Mumbai: The recent purchase of a minority stake in Hyderabad-based roads-to-township builder IVRCL by two Essel Group companies promoted by media baron Subhash Chandra might be a test case for how the new takeover code will pan out in case of companies where promoter holdings are low.
Chandra’s two companies — Asian Satellite Broadcast and Jay Properties — purchased a 10.19% stake in IVRCL through market operations recently. This has made the two Chandra companies’ combined stake in IVRCL only a trifle less than the 11.18% held by its promoters, the Reddy family. Under the new takeover code, Chandra can raise his stake in IVRCL to 24.9% and become the single largest shareholder without triggering an open offer.
As per the new code announced by the Securities and Exchange Board of India (Sebi) in July last, acquirers can buy up to 25% in a firm before they are required to make a mandatory open offer to minority shareholders. So if Chandra raises his stake further as he had stated, Sebi will have to give a ruling on who controls IVRCL, and this could be a precedent for such cases, analysts said. “This is a test case for the new takeover code to define control.” said Jayant Thakur, a chartered accountant specialising in securities law.
“For companies with such low promoter holdings, in case of a hostile takeover, the situation has changed with the new takeover code.” he added.
Three key factors attract corporate raiders. Low promoter ownership, low market cap and an attractive price. IVRCL fits in. Promoters own 11%, which represents a market value of R1,768 crore at a share price of R66.25. Some companies like India’s largest engineering company Larsen & Toubro, with no identified promoters, have survived takeover attempts and now have ring-fenced themselves after offering shares to employees. L&T Employees Trust owns 17% of the company now.

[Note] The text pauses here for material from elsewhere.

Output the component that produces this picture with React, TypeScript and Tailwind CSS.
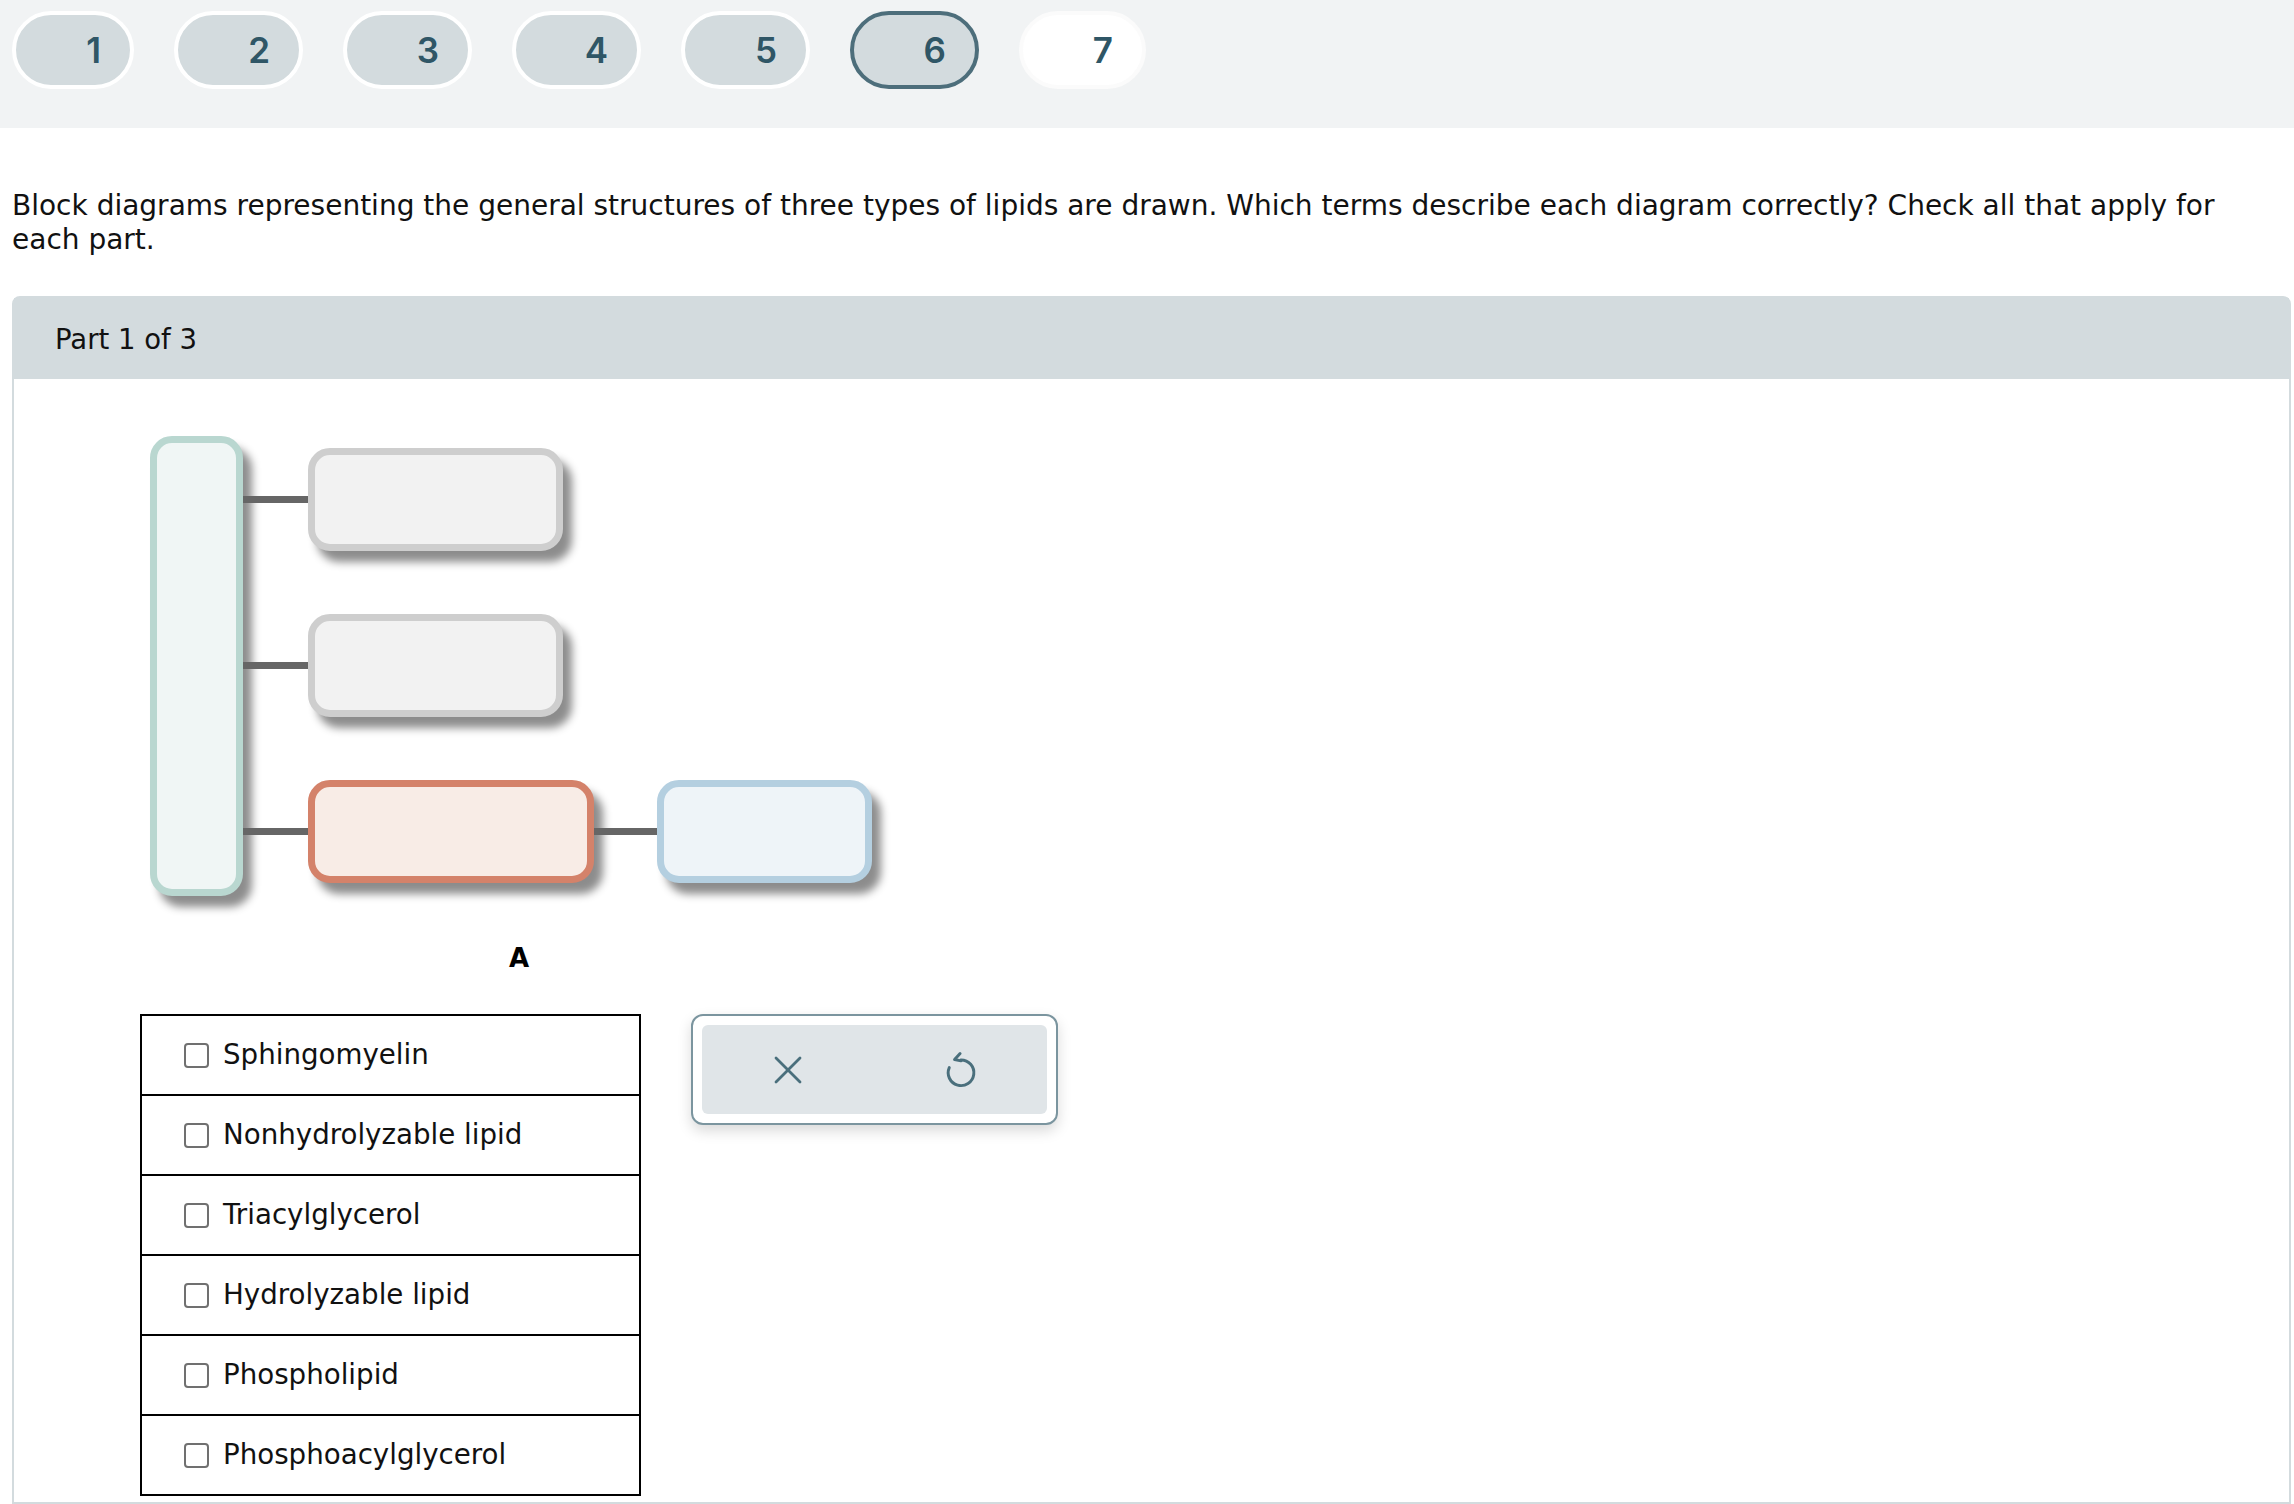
import { X } from 'lucide-react'

const steps = [
  { n: 1, w: 'w-[122px]', state: 'done' },
  { n: 2, w: 'w-[129px]', state: 'done' },
  { n: 3, w: 'w-[129px]', state: 'done' },
  { n: 4, w: 'w-[129px]', state: 'done' },
  { n: 5, w: 'w-[129px]', state: 'done' },
  { n: 6, w: 'w-[129px]', state: 'current' },
  { n: 7, w: 'w-[127px]', state: 'todo' },
] as const

const choices = [
  'Sphingomyelin',
  'Nonhydrolyzable lipid',
  'Triacylglycerol',
  'Hydrolyzable lipid',
  'Phospholipid',
  'Phosphoacylglycerol',
]

const blockShadow = 'shadow-[9px_11px_9px_rgba(0,0,0,0.45)]'

function StepPill({ n, w, state }: { n: number; w: string; state: string }) {
  const tone =
    state === 'current'
      ? 'border-[#4d6e7b] bg-[#d3dbde]'
      : state === 'todo'
        ? 'border-[#fbfbfb] bg-white'
        : 'border-white bg-[#d3dbde]'
  return (
    <button
      type="button"
      className={`flex h-[78px] ${w} shrink-0 items-center justify-end rounded-full border-4 pr-[29px] font-['Inter',sans-serif] text-[35px] font-semibold text-[#2f5666] ${tone}`}
    >
      {n}
    </button>
  )
}

function UndoIcon() {
  return (
    <svg
      width="44"
      height="44"
      viewBox="0 0 24 24"
      fill="none"
      stroke="currentColor"
      strokeWidth="1.6"
      strokeLinecap="round"
      strokeLinejoin="round"
      aria-hidden
    >
      <path d="M12 6.5A7 7 0 1 1 5.6 10.7" />
      <path d="M11.5 3 L8.5 6.3 L12 7" />
    </svg>
  )
}

function Block({ w, tone }: { w: string; tone: string }) {
  return <div className={`h-[103px] ${w} rounded-[22px] border-[7px] ${tone} ${blockShadow}`} />
}

function Bond({ w }: { w: string }) {
  return <div className={`h-[7px] ${w} shrink-0 bg-[#666666]`} />
}

// backbone on the left, three groups bonded to it; the last group carries a head group
function LipidDiagram() {
  return (
    <div className="flex items-start pl-[10px]">
      <div className={`mt-[6px] h-[460px] w-[93px] shrink-0 rounded-[22px] border-[7px] border-[#b9d7d0] bg-[#f0f6f5] ${blockShadow}`} />
      <div className="flex flex-col gap-[63px] pt-[18px]">
        <div className="flex items-center">
          <Bond w="w-[65px]" />
          <Block w="w-[255px]" tone="border-[#cecece] bg-[#f2f2f2]" />
        </div>
        <div className="flex items-center">
          <Bond w="w-[65px]" />
          <Block w="w-[255px]" tone="border-[#cecece] bg-[#f2f2f2]" />
        </div>
        <div className="flex items-center">
          <Bond w="w-[65px]" />
          <Block w="w-[286px]" tone="border-[#d4826a] bg-[#f8ece6]" />
          <Bond w="w-[63px]" />
          <Block w="w-[215px]" tone="border-[#b4cfe0] bg-[#eef4f8]" />
        </div>
      </div>
    </div>
  )
}

export default function App() {
  return (
    <div className="min-h-[1504px] bg-white font-['DejaVu_Sans','Liberation_Sans',sans-serif] text-[#111111]">
      <nav className="flex h-[128px] items-start gap-[40px] bg-[#f1f3f4] pl-[12px] pt-[11px]">
        {steps.map((s) => (
          <StepPill key={s.n} n={s.n} w={s.w} state={s.state} />
        ))}
      </nav>

      <main className="pl-[12px] pr-[3px]">
        <p className="mt-[61px] w-[2250px] text-[28px] leading-[34px]">
          Block diagrams representing the general structures of three types of lipids are drawn. Which terms describe
          each diagram correctly? Check all that apply for each part.
        </p>

        <section className="mt-[39px] h-[1208px] rounded-t-[8px] border-2 border-[#d3dbde]">
          <header className="flex h-[81px] items-center bg-[#d3dbde] pl-[41px] pt-[3px] text-[27.5px]">Part 1 of 3</header>

          <div className="flex flex-col pl-[126px]">
            <div className="mt-[51px]">
              <LipidDiagram />
            </div>

            <p className="mt-[49px] w-[758px] text-center text-[26px] font-bold leading-none text-black">A</p>

            <div className="mt-[43px] flex items-start gap-[50px]">
              <ul className="w-[501px] divide-y-2 divide-black border-2 border-black">
                {choices.map((c) => (
                  <li key={c} className="box-content flex h-[78px] items-center gap-[14px] pl-[42px] text-[27.7px]">
                    <span className="h-[25px] w-[25px] shrink-0 rounded-[4px] border-2 border-[#707070] bg-white" />
                    {c}
                  </li>
                ))}
              </ul>

              <div className="h-[111px] w-[367px] rounded-[12px] border-2 border-[#7b959f] bg-white p-[9px] shadow-[0_6px_14px_rgba(0,0,0,0.15)]">
                <div className="flex h-full rounded-[6px] bg-[#e0e5e8] text-[#4a6f7c]">
                  <button type="button" className="flex flex-1 items-center justify-center">
                    <X size={48} strokeWidth={1.4} />
                  </button>
                  <button type="button" className="flex flex-1 items-center justify-center">
                    <UndoIcon />
                  </button>
                </div>
              </div>
            </div>
          </div>
        </section>
      </main>
    </div>
  )
}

“Control is a contentious issue,” said the managing director of a foreign investment bank. “It is the situation that defines control and not theory.” A 24.9% stake for Chandra might not make any difference in terms of board seats, he added.
“A final call will have to be made by shareholders for board seats,” the MD said.
There is, of course, some precedent on defining control. In late 2000, under the previous takeover code guidelines, Sebi favoured Gujarat Ambuja Cements after it purchased 14.9% in rival Associated Cement Companies despite GACL having only two board seats. Sebi ruled there was no violation of takeover code and exempted GACL from making an open offer.
Chandra can raise his stake to 24.9% and ask the management to continue like in the case of GACL and ACC. But there could be a tussle unless Chandra strikes a negotiated deal with the Reddys.
Essel Group has made its intentions clear and IVRCL is hoping to fight back. “In line with its philosophy to grow its infrastructure business to match and benefit from the rising proportion of infrastructure investment by India, the Essel Group has acquired a 10.19% stake in IVRCL and is keen to increase it and is in the process of increasing it,” the group had said in a statement.
But IVRCL is confident of support from financial institutions and lenders. “I have received messages from other infrastructure companies willing to extend support and personally chairmen of some banks also said they will help, if required,” IVRCL chief financial officer Balram Reddy told a news agency. “Our chairman is having talks with other FIIs and (we are) fully backed up. We are ready to resist the move to any extent.”
For the Reddys, investors are crucial for any move by rival to takeover company. Foreign institutional investors own 37.11% and domestic institutional investors 5.4%, and the rest is with the public, according to shareholding pattern with the BSE until December 31.
A change in management will also trigger many clauses in many job contracts with both government and private companies and joint ventures partners. There are many contractual obligations IVRCL had entered into and many of these will have to be renegotiated if there is a change in management.
“We have asked our lawyers to examine the possibilities of a change in management in IVRCL,” said a senior official of a company that had invested in one of IVRCL’s ventures. “IVRCL will have to compensate for any change in management when the project is in works.”